(Entries with page source code)
══════════
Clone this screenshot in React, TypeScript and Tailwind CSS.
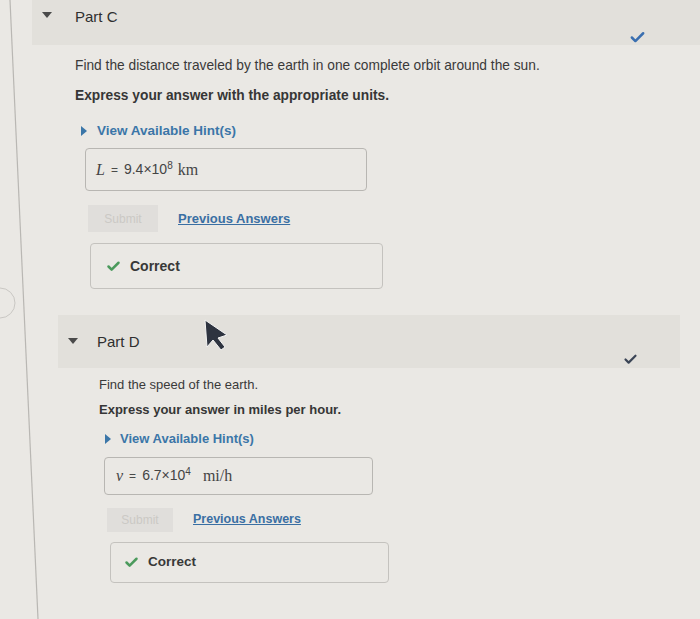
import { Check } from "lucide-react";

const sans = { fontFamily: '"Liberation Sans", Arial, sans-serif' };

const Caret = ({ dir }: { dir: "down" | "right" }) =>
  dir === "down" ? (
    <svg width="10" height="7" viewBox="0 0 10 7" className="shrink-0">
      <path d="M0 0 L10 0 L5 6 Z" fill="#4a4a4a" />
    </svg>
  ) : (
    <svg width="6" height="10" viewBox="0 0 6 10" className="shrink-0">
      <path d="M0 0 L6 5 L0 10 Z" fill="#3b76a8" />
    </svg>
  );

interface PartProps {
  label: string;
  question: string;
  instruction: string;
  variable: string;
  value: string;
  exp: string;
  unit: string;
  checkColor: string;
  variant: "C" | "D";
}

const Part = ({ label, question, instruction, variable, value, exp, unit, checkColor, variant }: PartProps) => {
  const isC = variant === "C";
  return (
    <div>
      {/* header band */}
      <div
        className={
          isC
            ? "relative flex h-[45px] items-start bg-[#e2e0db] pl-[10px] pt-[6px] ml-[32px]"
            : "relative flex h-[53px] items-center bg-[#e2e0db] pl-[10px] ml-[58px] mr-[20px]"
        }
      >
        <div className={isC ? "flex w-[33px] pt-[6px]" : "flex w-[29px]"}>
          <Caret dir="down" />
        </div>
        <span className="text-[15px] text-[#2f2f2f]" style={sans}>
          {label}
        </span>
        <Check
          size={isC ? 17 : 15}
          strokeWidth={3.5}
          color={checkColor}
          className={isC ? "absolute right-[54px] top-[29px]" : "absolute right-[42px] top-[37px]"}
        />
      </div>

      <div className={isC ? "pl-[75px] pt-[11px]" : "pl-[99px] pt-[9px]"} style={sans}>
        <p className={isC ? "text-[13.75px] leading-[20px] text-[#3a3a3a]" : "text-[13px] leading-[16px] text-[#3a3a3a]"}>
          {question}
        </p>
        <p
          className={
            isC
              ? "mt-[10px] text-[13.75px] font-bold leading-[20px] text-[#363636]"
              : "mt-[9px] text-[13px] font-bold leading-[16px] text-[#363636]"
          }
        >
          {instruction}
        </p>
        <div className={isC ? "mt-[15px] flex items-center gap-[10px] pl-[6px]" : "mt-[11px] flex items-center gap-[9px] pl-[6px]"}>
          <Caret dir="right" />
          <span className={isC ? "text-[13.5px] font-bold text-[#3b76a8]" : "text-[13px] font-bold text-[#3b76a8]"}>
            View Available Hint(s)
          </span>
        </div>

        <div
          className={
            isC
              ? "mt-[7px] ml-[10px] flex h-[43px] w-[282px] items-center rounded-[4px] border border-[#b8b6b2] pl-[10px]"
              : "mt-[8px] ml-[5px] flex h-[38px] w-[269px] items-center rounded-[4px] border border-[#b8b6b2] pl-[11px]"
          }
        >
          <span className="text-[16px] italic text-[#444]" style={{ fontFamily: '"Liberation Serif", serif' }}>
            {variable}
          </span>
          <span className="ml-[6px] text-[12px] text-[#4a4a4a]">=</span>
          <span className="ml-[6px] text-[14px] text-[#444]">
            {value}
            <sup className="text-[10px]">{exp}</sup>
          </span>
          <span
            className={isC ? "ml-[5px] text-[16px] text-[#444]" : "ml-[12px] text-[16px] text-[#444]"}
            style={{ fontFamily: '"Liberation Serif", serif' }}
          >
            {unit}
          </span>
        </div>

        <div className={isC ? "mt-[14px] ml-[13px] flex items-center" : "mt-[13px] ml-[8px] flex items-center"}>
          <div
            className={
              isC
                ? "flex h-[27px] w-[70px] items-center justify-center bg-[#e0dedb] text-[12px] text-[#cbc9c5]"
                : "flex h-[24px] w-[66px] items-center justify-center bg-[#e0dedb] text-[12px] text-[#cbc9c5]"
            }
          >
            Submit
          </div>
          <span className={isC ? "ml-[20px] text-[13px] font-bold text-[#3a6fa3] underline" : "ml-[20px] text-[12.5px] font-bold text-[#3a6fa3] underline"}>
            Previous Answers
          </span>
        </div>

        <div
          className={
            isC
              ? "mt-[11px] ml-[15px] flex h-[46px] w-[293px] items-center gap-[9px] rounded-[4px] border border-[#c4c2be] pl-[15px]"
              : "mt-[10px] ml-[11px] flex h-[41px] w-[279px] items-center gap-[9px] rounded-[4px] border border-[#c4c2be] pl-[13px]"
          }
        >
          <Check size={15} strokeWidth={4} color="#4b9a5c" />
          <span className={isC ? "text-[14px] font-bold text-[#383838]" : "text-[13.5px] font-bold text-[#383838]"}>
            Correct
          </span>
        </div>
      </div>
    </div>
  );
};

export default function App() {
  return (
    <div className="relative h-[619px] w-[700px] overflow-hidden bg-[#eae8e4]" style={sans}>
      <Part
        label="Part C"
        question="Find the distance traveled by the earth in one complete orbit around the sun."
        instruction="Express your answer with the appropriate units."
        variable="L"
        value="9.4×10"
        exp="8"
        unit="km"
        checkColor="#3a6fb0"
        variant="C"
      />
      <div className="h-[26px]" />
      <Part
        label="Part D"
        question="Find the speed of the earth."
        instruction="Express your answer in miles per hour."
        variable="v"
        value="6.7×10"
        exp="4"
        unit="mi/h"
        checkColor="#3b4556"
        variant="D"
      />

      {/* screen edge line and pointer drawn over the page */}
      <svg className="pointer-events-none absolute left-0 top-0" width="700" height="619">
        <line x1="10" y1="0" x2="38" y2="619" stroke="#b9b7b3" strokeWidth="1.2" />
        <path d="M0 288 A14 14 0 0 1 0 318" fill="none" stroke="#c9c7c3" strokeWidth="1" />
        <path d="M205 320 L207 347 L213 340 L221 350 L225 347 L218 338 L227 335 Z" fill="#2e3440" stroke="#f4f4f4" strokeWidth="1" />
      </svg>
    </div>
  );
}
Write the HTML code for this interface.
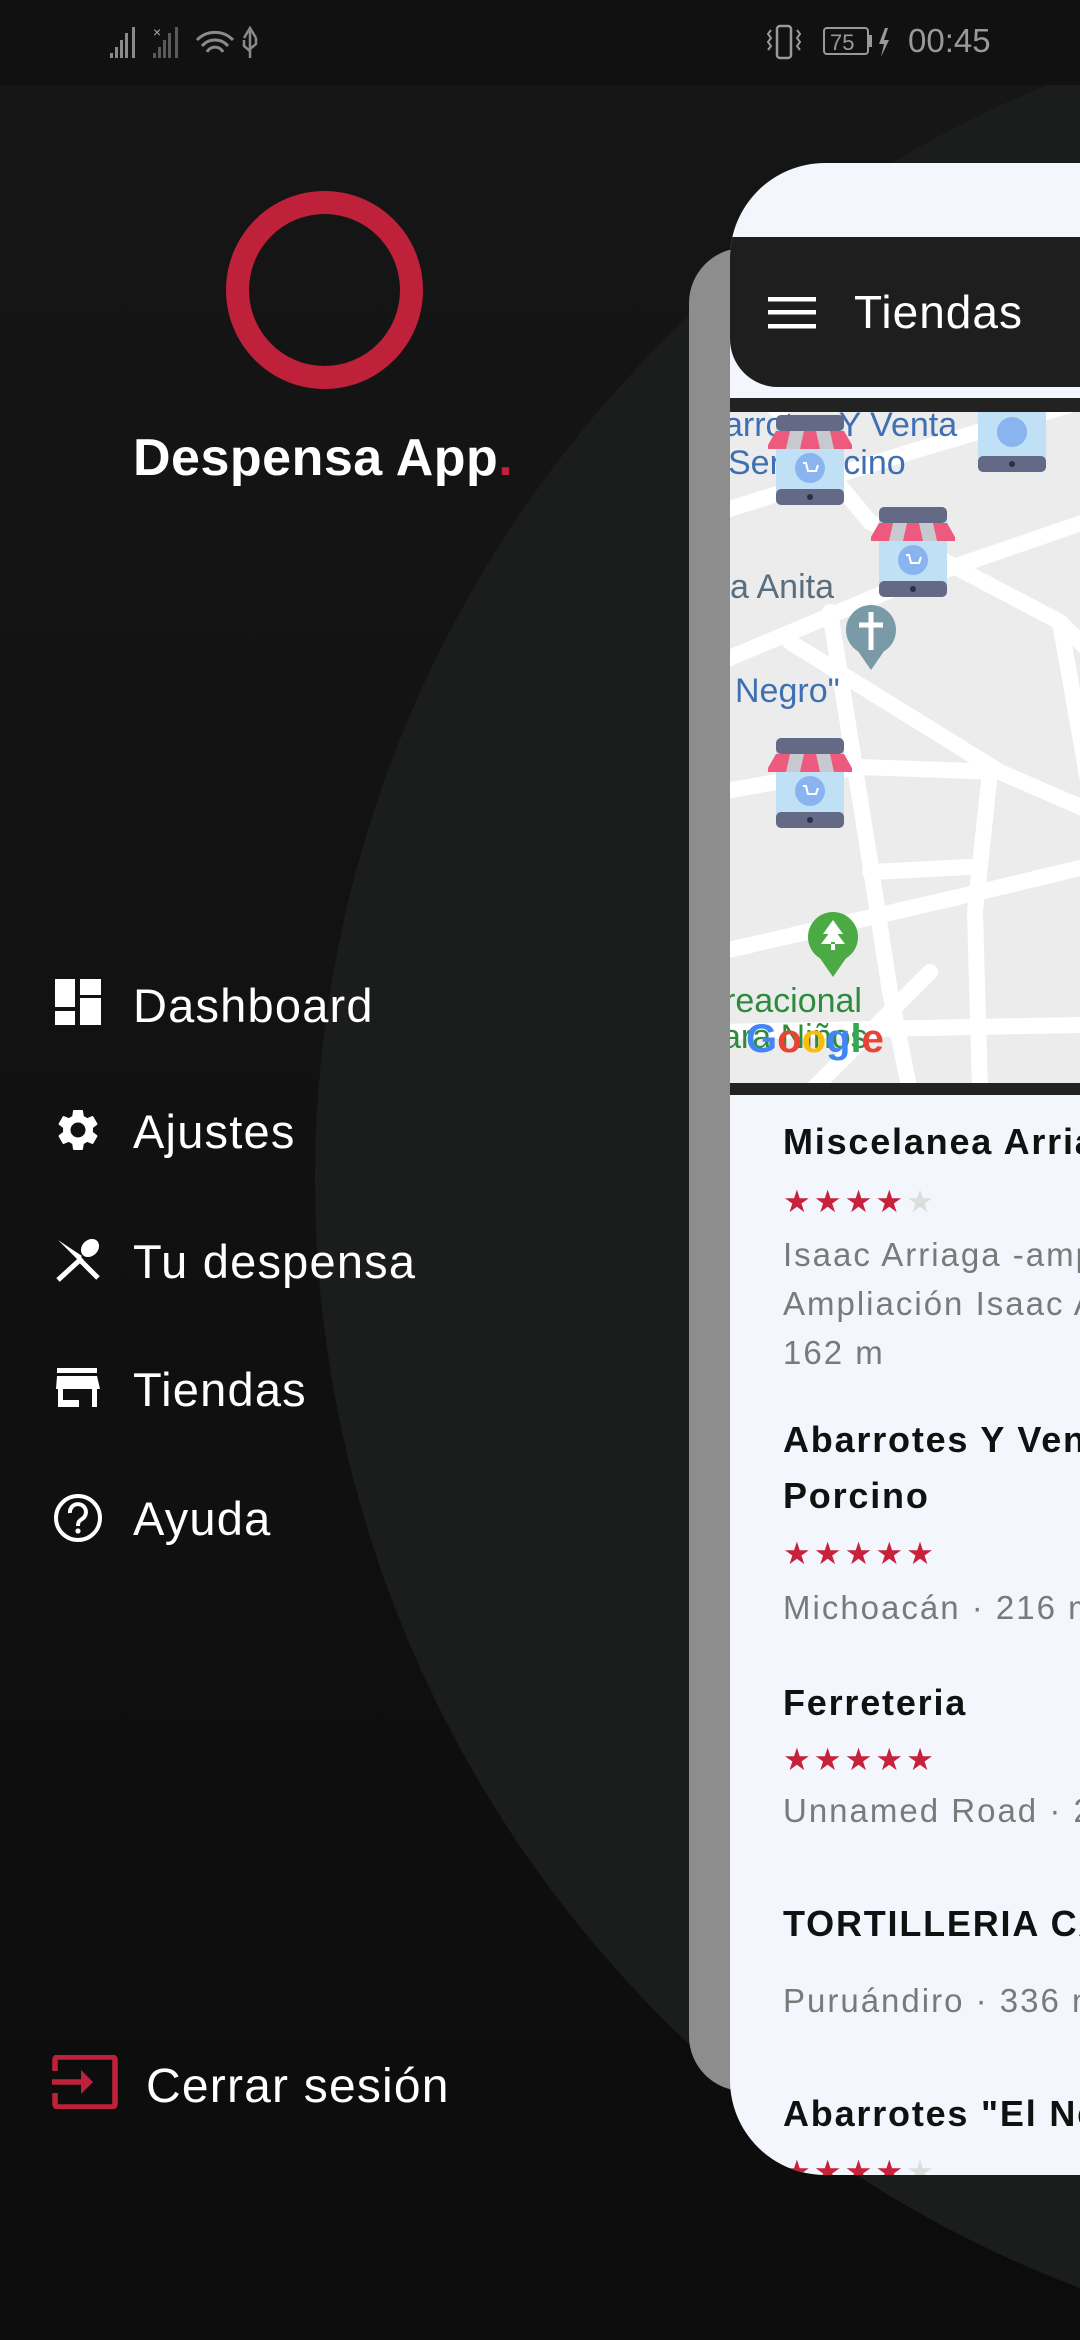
══════════
## Written problem
Identify and copy the lines holding the word "interface".

## Expected answer
interface PartProps {
Write the HTML code for this interface.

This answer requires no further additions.